5. **Calculating the Energy Released:**
According to Einstein's famous formula, $E=mc^2$, the energy released is equal to the difference in mass before and after the decay, multiplied by $c^2$ (the speed of light squared).

Energy Released = (Mass Before - Total Mass After) $\times c^2$
Energy Released = ($M_P - (M_D + 2m_e)$) $\times c^2$
Energy Released = ($M_P - M_D - 2m_e$) $\times c^2$

This shows how the total energy released in $\beta^{+}$ decay is derived using the masses of neutral parent and daughter atoms.

Alternative answer

Answer:
The total energy released is indeed equal to $(M_{\mathrm{P}}-M_{\mathrm{D}}-2 m_{\mathrm{e}}) c^{2}$. Explain
This is a question about how energy is released in nuclear decay, specifically something called beta-plus ($\beta^+$) decay. It uses Einstein's famous idea that mass can turn into energy ($E=mc^2$). The tricky part is making sure we count all the little particles correctly, especially the electrons, when we're given the mass of a whole, neutral atom instead of just the nucleus. . The solving step is:

1. **Understand the Goal:** We want to show that the energy released (let's call it 'Q') in a $\beta^+$ decay is equal to $(M_{\mathrm{P}}-M_{\mathrm{D}}-2 m_{\mathrm{e}}) c^{2}$. The energy released comes from the mass that "disappears" during the process.

2. **What is $\beta^+$ decay?** In $\beta^+$ decay, a proton inside the parent nucleus changes into a neutron, and a positron (a particle just like an electron but with a positive charge) is shot out. A tiny neutrino is also released, but its mass is so small we can usually ignore it for these calculations.
So, the main change is: Parent Nucleus $\rightarrow$ Daughter Nucleus + Positron.

3. **Masses of Nuclei vs. Neutral Atoms:** We are given the masses of *neutral atoms* ($M_P$ and $M_D$). A neutral atom means it has the same number of electrons (negative charges) as protons (positive charges) in its nucleus.
* Let the parent atom have 'Z' protons (and 'Z' electrons when it's neutral). So, the mass of the parent nucleus by itself is: $M_{\text{nucleus\_P}} = M_{\mathrm{P}} - Z \times m_{\mathrm{e}}$ (because the neutral atom's mass includes 'Z' electrons).
* The daughter atom has one less proton (Z-1). So, the mass of the daughter nucleus by itself is: $M_{\text{nucleus\_D}} = M_{\mathrm{D}} - (Z-1) \times m_{\mathrm{e}}$ (because the neutral daughter atom has Z-1 electrons).

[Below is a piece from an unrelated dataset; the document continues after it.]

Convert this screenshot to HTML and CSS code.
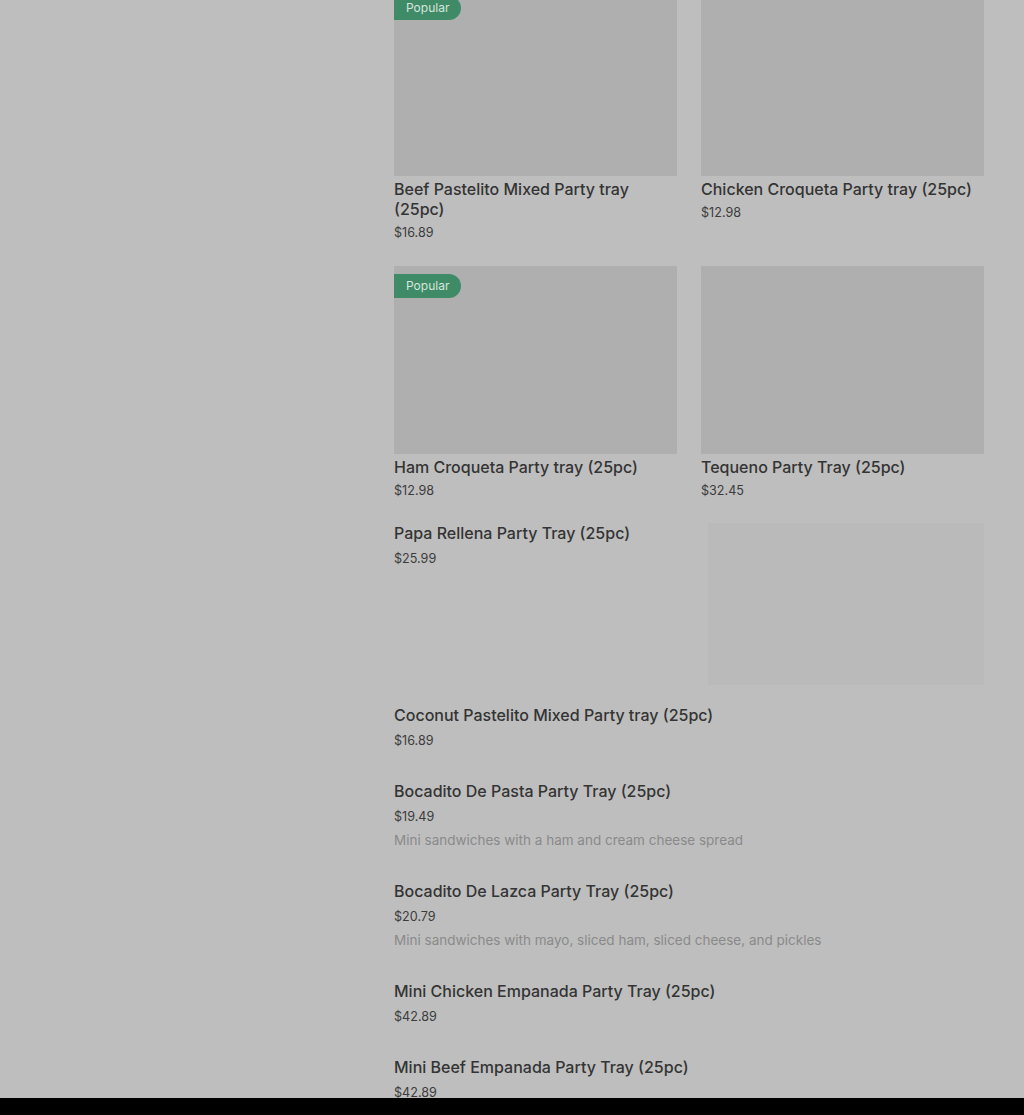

4. **Calculate the "Lost Mass":** The energy released comes from the difference between the initial mass and the final mass of the actual decay products (nuclei and particles).
* Initial Mass (before decay, just the nucleus part): Mass of Parent Nucleus = $M_{\mathrm{P}} - Z m_{\mathrm{e}}$
* Final Mass (after decay, nucleus part + positron): Mass of Daughter Nucleus + Mass of Positron = $(M_{\mathrm{D}} - (Z-1) m_{\mathrm{e}}) + m_{\mathrm{e}^+}$

Remember, the mass of a positron ($m_{\mathrm{e}^+}$) is the same as the mass of an electron ($m_{\mathrm{e}}$).

So, the "lost mass" (or mass defect, $\Delta M$) is:
$\Delta M = (\text{Initial Mass}) - (\text{Final Mass})$
$\Delta M = (M_{\mathrm{P}} - Z m_{\mathrm{e}}) - ((M_{\mathrm{D}} - (Z-1) m_{\mathrm{e}}) + m_{\mathrm{e}})$

5. **Simplify the "Lost Mass" expression:**
$\Delta M = M_{\mathrm{P}} - Z m_{\mathrm{e}} - M_{\mathrm{D}} + (Z-1) m_{\mathrm{e}} - m_{\mathrm{e}}$
$\Delta M = M_{\mathrm{P}} - M_{\mathrm{D}} - Z m_{\mathrm{e}} + Z m_{\mathrm{e}} - 1 m_{\mathrm{e}} - m_{\mathrm{e}}$ (I just separated the $(Z-1)$ part)
$\Delta M = M_{\mathrm{P}} - M_{\mathrm{D}} + (-Z m_{\mathrm{e}} + Z m_{\mathrm{e}}) - 1 m_{\mathrm{e}} - m_{\mathrm{e}}$
$\Delta M = M_{\mathrm{P}} - M_{\mathrm{D}} + 0 - m_{\mathrm{e}} - m_{\mathrm{e}}$
$\Delta M = M_{\mathrm{P}} - M_{\mathrm{D}} - 2 m_{\mathrm{e}}$

6. **Calculate the Energy Released (Q):** According to $E=mc^2$, the energy released is the "lost mass" multiplied by $c^2$.
$Q = \Delta M \times c^2$
$Q = (M_{\mathrm{P}} - M_{\mathrm{D}} - 2 m_{\mathrm{e}}) c^2$

This shows exactly what we needed to prove!